> TASK REQUIREMENTS:
Starting at the line that contains "What Tailwind CSS", reproduce each line exactly up to and including the line that contains "-bottom-[50px] left-[764px] size-[102px]". Reproduce nothing else.

> INPUT DATA:
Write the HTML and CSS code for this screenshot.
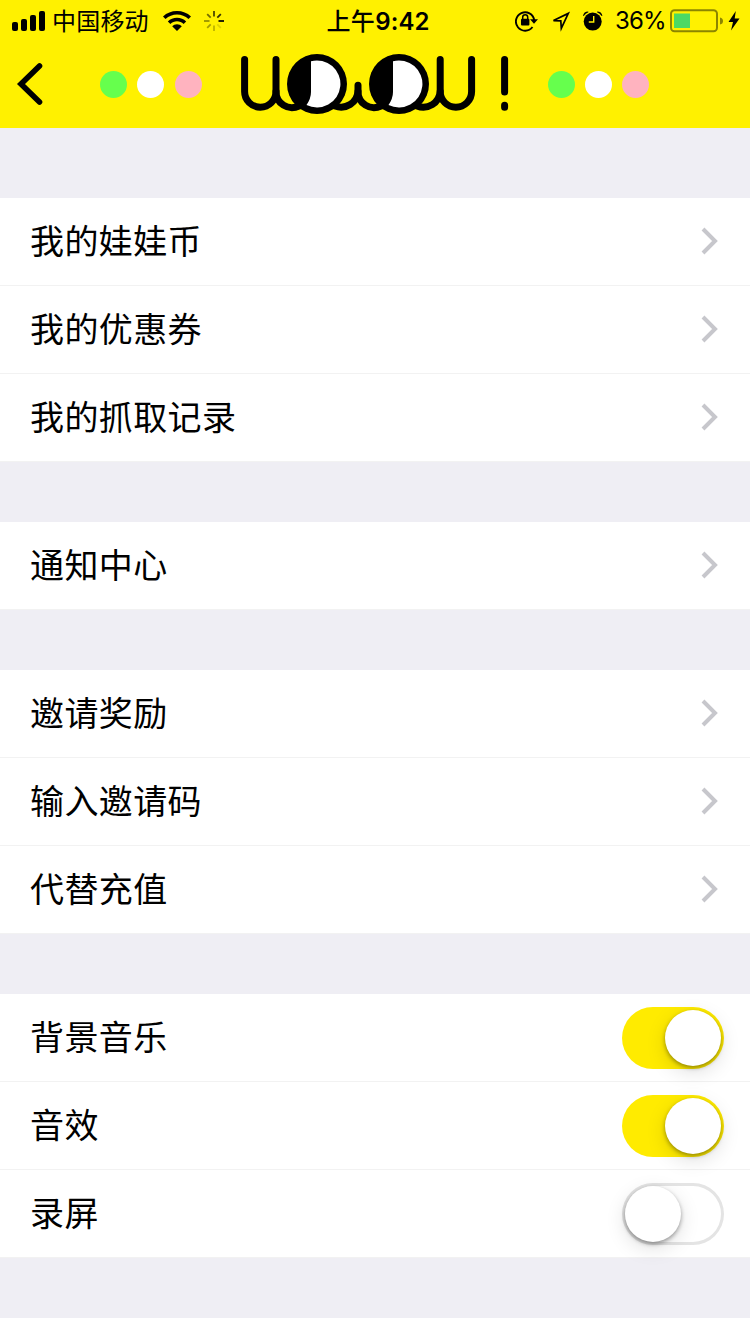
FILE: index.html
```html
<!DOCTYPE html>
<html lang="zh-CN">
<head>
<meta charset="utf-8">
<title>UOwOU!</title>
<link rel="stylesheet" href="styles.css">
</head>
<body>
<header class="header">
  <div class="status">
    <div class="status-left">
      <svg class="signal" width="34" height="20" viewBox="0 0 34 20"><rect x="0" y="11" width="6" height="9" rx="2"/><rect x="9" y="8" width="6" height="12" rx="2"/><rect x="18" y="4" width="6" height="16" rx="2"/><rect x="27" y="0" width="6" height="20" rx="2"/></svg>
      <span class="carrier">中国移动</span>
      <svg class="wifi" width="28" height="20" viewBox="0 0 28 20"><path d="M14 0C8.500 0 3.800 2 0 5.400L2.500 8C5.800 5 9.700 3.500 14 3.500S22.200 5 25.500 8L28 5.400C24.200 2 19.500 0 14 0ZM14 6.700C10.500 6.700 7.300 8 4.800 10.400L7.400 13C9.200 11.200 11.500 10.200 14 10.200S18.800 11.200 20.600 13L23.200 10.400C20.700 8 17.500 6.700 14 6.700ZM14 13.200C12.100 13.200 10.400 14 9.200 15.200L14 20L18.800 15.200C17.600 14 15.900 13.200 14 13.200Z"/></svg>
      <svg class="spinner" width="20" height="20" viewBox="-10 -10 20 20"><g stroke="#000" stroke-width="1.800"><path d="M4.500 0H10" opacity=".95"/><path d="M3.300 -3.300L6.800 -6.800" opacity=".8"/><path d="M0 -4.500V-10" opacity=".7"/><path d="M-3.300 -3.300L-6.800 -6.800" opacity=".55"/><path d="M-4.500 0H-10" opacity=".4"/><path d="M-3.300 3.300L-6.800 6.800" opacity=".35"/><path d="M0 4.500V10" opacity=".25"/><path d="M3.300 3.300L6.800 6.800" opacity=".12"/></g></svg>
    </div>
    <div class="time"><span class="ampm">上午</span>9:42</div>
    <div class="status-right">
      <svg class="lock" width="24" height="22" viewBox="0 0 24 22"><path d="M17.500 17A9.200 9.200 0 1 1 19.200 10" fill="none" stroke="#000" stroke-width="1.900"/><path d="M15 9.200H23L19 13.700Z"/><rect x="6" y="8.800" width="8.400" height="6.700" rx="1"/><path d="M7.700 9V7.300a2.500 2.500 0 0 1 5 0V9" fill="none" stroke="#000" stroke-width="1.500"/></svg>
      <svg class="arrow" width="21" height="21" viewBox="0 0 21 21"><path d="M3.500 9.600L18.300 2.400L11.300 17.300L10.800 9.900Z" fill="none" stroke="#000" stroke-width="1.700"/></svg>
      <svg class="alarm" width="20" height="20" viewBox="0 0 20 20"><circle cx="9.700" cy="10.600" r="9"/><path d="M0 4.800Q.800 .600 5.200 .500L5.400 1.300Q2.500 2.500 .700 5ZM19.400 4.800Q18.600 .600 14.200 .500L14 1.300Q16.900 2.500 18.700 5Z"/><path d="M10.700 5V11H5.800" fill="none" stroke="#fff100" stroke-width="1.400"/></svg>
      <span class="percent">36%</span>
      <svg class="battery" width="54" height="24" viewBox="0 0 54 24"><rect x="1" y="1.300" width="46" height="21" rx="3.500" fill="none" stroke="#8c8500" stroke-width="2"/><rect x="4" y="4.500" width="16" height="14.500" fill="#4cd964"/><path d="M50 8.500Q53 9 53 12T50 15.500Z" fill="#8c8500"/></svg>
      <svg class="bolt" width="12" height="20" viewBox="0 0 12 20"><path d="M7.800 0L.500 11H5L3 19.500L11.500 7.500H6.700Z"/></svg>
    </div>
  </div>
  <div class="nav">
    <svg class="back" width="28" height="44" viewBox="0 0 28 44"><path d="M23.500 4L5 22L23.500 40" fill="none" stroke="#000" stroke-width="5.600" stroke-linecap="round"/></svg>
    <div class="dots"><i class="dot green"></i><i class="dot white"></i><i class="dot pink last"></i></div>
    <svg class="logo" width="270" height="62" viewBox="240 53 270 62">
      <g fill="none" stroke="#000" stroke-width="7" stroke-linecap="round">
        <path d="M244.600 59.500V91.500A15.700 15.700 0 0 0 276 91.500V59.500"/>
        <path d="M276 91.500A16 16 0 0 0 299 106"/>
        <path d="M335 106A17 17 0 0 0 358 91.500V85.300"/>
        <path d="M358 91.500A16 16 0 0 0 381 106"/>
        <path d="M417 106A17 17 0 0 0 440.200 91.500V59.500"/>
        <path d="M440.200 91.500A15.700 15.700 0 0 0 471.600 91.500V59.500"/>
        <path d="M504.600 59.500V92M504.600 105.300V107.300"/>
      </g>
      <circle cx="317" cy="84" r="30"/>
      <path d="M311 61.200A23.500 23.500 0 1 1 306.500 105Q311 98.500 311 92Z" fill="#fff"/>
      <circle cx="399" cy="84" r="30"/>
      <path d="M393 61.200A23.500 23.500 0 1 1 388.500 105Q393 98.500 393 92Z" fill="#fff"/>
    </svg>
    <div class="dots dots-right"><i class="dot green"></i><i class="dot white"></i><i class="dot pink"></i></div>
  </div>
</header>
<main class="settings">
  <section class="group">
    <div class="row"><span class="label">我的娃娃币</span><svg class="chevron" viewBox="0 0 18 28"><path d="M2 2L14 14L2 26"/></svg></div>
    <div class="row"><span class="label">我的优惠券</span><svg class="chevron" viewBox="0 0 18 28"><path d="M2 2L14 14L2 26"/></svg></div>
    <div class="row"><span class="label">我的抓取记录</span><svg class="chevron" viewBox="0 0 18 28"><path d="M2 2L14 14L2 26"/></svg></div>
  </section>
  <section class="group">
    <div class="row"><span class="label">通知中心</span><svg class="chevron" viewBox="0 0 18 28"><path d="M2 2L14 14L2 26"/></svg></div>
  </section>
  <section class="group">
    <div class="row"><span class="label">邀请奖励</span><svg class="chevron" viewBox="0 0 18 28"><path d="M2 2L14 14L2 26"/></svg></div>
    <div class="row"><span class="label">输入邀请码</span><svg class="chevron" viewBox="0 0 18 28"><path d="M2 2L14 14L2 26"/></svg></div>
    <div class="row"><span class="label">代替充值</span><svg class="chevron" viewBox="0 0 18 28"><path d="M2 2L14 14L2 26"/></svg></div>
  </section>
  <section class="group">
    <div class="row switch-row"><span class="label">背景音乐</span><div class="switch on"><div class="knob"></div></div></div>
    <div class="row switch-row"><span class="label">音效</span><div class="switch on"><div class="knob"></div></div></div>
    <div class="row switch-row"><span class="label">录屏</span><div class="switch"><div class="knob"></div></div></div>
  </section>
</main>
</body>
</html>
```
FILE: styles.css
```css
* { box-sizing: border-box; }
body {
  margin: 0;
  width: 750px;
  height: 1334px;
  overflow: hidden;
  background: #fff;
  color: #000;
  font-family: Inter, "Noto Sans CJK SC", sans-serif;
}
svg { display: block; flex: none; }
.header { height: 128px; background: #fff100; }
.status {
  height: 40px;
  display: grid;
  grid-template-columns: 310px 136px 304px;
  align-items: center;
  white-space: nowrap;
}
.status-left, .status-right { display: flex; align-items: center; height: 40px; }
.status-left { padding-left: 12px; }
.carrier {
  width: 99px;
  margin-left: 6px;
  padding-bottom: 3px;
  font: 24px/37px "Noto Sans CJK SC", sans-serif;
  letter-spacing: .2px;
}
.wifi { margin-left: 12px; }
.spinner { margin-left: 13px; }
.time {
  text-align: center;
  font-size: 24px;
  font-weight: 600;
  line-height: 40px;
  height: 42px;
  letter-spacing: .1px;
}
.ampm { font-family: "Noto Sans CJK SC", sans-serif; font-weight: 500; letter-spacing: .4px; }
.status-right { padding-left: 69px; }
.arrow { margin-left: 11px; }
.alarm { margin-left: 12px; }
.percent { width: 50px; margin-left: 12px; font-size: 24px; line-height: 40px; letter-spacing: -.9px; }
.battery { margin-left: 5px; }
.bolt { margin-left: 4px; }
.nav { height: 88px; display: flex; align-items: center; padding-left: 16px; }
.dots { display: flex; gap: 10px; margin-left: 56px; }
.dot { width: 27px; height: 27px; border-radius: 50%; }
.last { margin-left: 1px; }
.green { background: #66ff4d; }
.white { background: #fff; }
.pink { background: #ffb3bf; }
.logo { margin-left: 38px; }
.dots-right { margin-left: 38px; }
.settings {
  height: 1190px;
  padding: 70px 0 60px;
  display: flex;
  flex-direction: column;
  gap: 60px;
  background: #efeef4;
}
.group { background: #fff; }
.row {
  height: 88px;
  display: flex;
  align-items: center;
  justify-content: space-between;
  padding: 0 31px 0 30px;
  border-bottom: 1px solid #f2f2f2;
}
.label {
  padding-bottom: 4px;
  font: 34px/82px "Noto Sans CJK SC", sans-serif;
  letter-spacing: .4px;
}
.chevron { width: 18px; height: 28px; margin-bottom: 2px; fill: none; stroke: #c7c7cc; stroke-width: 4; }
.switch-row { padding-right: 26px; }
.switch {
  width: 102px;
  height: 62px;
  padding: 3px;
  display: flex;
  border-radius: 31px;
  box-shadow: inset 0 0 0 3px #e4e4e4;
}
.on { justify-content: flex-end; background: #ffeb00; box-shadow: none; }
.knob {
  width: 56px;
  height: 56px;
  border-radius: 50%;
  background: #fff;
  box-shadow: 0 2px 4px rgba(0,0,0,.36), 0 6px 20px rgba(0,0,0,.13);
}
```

--

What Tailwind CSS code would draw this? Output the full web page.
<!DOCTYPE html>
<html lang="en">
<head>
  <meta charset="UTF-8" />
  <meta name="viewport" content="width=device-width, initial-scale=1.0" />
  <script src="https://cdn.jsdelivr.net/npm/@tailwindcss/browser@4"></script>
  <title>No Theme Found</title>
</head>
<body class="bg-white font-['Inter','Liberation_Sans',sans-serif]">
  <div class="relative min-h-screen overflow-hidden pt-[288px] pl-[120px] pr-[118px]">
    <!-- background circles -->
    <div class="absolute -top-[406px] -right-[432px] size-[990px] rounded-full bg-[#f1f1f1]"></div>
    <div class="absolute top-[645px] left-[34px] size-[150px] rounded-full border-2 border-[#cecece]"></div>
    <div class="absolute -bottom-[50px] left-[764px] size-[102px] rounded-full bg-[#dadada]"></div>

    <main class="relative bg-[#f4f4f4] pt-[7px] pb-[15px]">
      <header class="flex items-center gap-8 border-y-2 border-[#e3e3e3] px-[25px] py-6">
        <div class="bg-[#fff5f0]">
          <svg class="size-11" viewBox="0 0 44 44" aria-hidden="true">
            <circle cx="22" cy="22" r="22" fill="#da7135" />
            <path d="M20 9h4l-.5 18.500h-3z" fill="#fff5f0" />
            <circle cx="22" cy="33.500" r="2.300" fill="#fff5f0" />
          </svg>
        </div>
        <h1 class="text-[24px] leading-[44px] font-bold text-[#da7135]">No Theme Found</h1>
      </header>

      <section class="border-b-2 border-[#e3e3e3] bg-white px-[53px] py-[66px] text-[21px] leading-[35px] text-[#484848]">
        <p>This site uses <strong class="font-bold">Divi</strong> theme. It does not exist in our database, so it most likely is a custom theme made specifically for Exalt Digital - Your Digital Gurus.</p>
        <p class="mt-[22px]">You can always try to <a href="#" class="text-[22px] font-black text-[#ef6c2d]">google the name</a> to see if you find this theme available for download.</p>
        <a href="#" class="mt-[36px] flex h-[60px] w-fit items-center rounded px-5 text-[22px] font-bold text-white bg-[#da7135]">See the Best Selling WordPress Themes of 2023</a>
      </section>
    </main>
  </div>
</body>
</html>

...

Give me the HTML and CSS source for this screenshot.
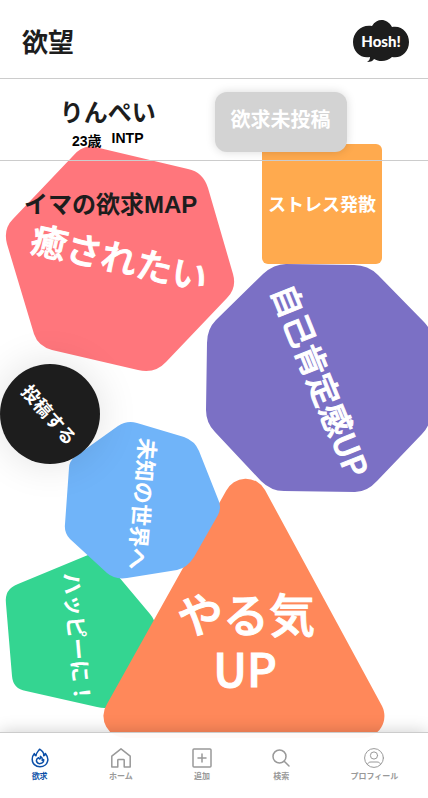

> EXERCISE OUTPUT:
What Tailwind CSS code would draw this? Output the full web page.
<!DOCTYPE html>
<html lang="en">
<head>
  <meta charset="UTF-8" />
  <meta name="viewport" content="width=device-width, initial-scale=1.0" />
  <script src="https://cdn.jsdelivr.net/npm/@tailwindcss/browser@4"></script>
  <title>No Theme Found</title>
</head>
<body class="bg-white font-['Inter','Liberation_Sans',sans-serif]">
  <div class="relative min-h-screen overflow-hidden pt-[288px] pl-[120px] pr-[118px]">
    <!-- background circles -->
    <div class="absolute -top-[406px] -right-[432px] size-[990px] rounded-full bg-[#f1f1f1]"></div>
    <div class="absolute top-[645px] left-[34px] size-[150px] rounded-full border-2 border-[#cecece]"></div>
    <div class="absolute -bottom-[50px] left-[764px] size-[102px] rounded-full bg-[#dadada]"></div>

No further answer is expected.